Thursday 2 April 2015

It is finished: Τετέλεσται

It is finished. Consummatum est, as proclaimed on status after status of Catholic students finishing their exams. Or the single word in the Greek – Τετέλεσται, ‘It is finished,’ which also has echoes of fulfilment. The verb tense is significant – the perfect tense in Greek, meaning that a completed action has continuing consequences – in this moment, this word, the sacrifice of Our Lord, now completed, continues to redeem humanity today.

The perfect tense applies to our lives as well. All that ends in our life - school, jobs, relationships, ways of being - has continuing consequences in the present, finding a way to new beginnings in the future.


But in this moment, beneath a darkened sky, as G-d hangs on the cross, speaking a word of utter finality, no new beginning seems possible – simply an endless, bleak emptiness into eternity. But even so, this end must come.

Our endings must come too: we lose people we love. We lose jobs in a world that identifies us by what we do, rather than who we are. We can no longer live in a way, in a story, that is now far too small for us: ‘I was abused.’ ‘Nothing good ever happens to me.’ ‘I am a Christian, so the world will always persecute me.’ Those stories may no longer suit us, but they have become our identity, the only way we know ourselves. And so, even though we know the ending must come, we hold on tightly to what we know, fists clenched, arms wrapped around ourselves, keeping the known old in and the mysterious, frightening new out – frozen like Lot’s wife: desperately unable to hold on to what must – or wants to - leave, and with closed hands, desperately unable to receive the grace we need, to trust that a new beginning will come.

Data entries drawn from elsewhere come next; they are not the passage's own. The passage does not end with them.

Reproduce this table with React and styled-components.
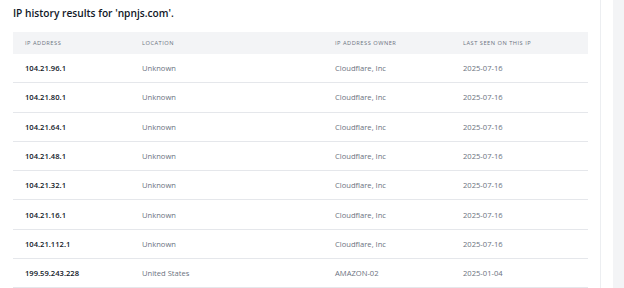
import styled, { createGlobalStyle } from "styled-components";

const GlobalStyle = createGlobalStyle`
  html, body {
    margin: 0;
    padding: 0;
    background: #ffffff;
  }
  body {
    font-family: "Open Sans", "Noto Sans", sans-serif;
    -webkit-font-smoothing: antialiased;
  }
`;

const Page = styled.div`
  display: flex;
  width: 624px;
  height: 288px;
  overflow: hidden;
`;

const Main = styled.div`
  width: 587px;
  flex: none;
  padding: 0 12px 0 13px;
  border-right: 1px solid #eceef1;
  box-sizing: content-box;
  width: 575px;
`;

const Aside = styled.div`
  flex: 1;
  margin-left: 12px;
  background: #f3f4f6;
`;

const Title = styled.h2`
  margin: 0;
  padding-top: 6px;
  height: 26px;
  font-size: 10.2px;
  font-weight: 600;
  color: #111827;
  line-height: 14px;
`;

const Row = styled.div`
  display: grid;
  grid-template-columns: 117px 193px 128px 1fr;
  align-items: center;
  height: ${(p) => (p.$head ? "22px" : "28.3px")};
  background: ${(p) => (p.$head ? "#f3f4f6" : "transparent")};
  border-bottom: ${(p) => (p.$head ? "none" : "1px solid #e5e7eb")};
`;

const HeadCell = styled.div`
  padding-left: 12px;
  font-size: 5.7px;
  letter-spacing: 0.5px;
  text-transform: uppercase;
  color: #6b7280;
  font-weight: 500;
`;

const Cell = styled.div`
  padding-left: 12px;
  font-size: 7.6px;
  color: ${(p) => (p.$strong ? "#111827" : "#6b7280")};
  font-weight: ${(p) => (p.$strong ? 600 : 400)};
  white-space: nowrap;
`;

const rows = [
  ["104.21.96.1", "Unknown", "Cloudflare, Inc", "2025-07-16"],
  ["104.21.80.1", "Unknown", "Cloudflare, Inc", "2025-07-16"],
  ["104.21.64.1", "Unknown", "Cloudflare, Inc", "2025-07-16"],
  ["104.21.48.1", "Unknown", "Cloudflare, Inc", "2025-07-16"],
  ["104.21.32.1", "Unknown", "Cloudflare, Inc", "2025-07-16"],
  ["104.21.16.1", "Unknown", "Cloudflare, Inc", "2025-07-16"],
  ["104.21.112.1", "Unknown", "Cloudflare, Inc", "2025-07-16"],
  ["199.59.243.228", "United States", "AMAZON-02", "2025-01-04"],
];

export default function App() {
  return (
    <>
      <GlobalStyle />
      <Page>
        <Main>
          <Title>IP history results for 'npnjs.com'.</Title>
          <Row $head>
            <HeadCell>IP Address</HeadCell>
            <HeadCell>Location</HeadCell>
            <HeadCell>IP Address Owner</HeadCell>
            <HeadCell>Last seen on this IP</HeadCell>
          </Row>
          {rows.map((r) => (
            <Row key={r[0]}>
              <Cell $strong>{r[0]}</Cell>
              <Cell>{r[1]}</Cell>
              <Cell>{r[2]}</Cell>
              <Cell>{r[3]}</Cell>
            </Row>
          ))}
        </Main>
        <Aside />
      </Page>
    </>
  );
}
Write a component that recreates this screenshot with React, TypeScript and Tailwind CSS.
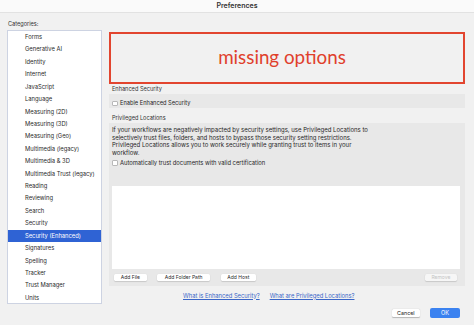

We are in good company: in Gethsemane, Jesus too, tries to hold on, depicted vividly in Jesus Christ Superstar:

I only want to say if there is a way
Take this cup away from me
For I don't want to taste its poison
Feel it burn me, I have changed
I'm not as sure as when we started


In Our Lord’s agony, we find echoes of our own journey when endings come upon us: betrayal, anger, doubt as He bargains for things to remain as they are: 

Listen, surely I've exceeded expectations
Tried for three years, seems like thirty
Could you ask as much from any other man? 

As he progresses to contemplating the ending – ‘BUT if I die’ – he begs for the certainty that we seek in our lives:

Can you show me now that I would not be killed in vain?
Show me just a little of your omnipresent brain
Show me there's a reason for your wanting me to die
You're far too keen on where and how and not so hot on why


Before finally accepting the ending that is coming:

Why then am I scared to finish what I started?
What You started, I didn't start it

God, Thy will is hard, but You hold every card
I will drink Your cup of poison


Or as we know the more traditional, acquiescent line from the gospel, not my will, but thine be done. Our Lord, fully human as we are, wants to cling to what He knows: bargaining, raging, grieving, but finally accepting, because He knows that to do more, to carry on when it is time to move on, will have grave consequences for the future. This sacrifice does not just end something: it consummates a marriage between Him and His bride, the Church, consummatum est – ending one story in preparation for a new, larger one. It is not just finished, it is fulfilled: Τετέλεσται.

For us too, in ways large and small, Τετέλεσται – though we so often cannot see the seeds of fulfilment through our devastation at the finishing – and the fulfilment may be some way in the future. We may resist finishing because we are afraid that the end means that the love, the joy, even the difficulties of the situation will vanish from our lives – but the perfect tense reminds us that life is not so; even if the situation is ended, its essence has woven itself into our being. Or we may try to make an ending sharp, short, surgical, denying it matters, pretending it never happened, locking it away. Both keep us bound, but Our Lord shows us the way to live an ending that sets us free: a way of grieving, of unfolding our arms and opening our hands through intimacy with the Father, sharing with Him our darkest, deepest, most uncomfortable feelings at this loss, from resistance to rage to abandonment, asking ‘Why hast thou forsaken me?’

After the storm, in that barren, uncertain place where we thirst, when we finally know the truth, accepting that it is finished – even feel ourselves unravelling as we open our arms on the Cross with Our Lord and let go – let us remember that though the relationship, job, time that is ending may be the stuff of our lives, it is not our lives – it did not form us in our mother’s womb, breathe life into us, it does not know the number of hairs on our head. Our lives are elsewhere, and every single one of these smaller acts of letting go prepares us for the ultimate act of surrender, where we give up our lives – Τετέλεσται - so that we may truly live, through the words Into thy hands, O Lord, I commend my spirit.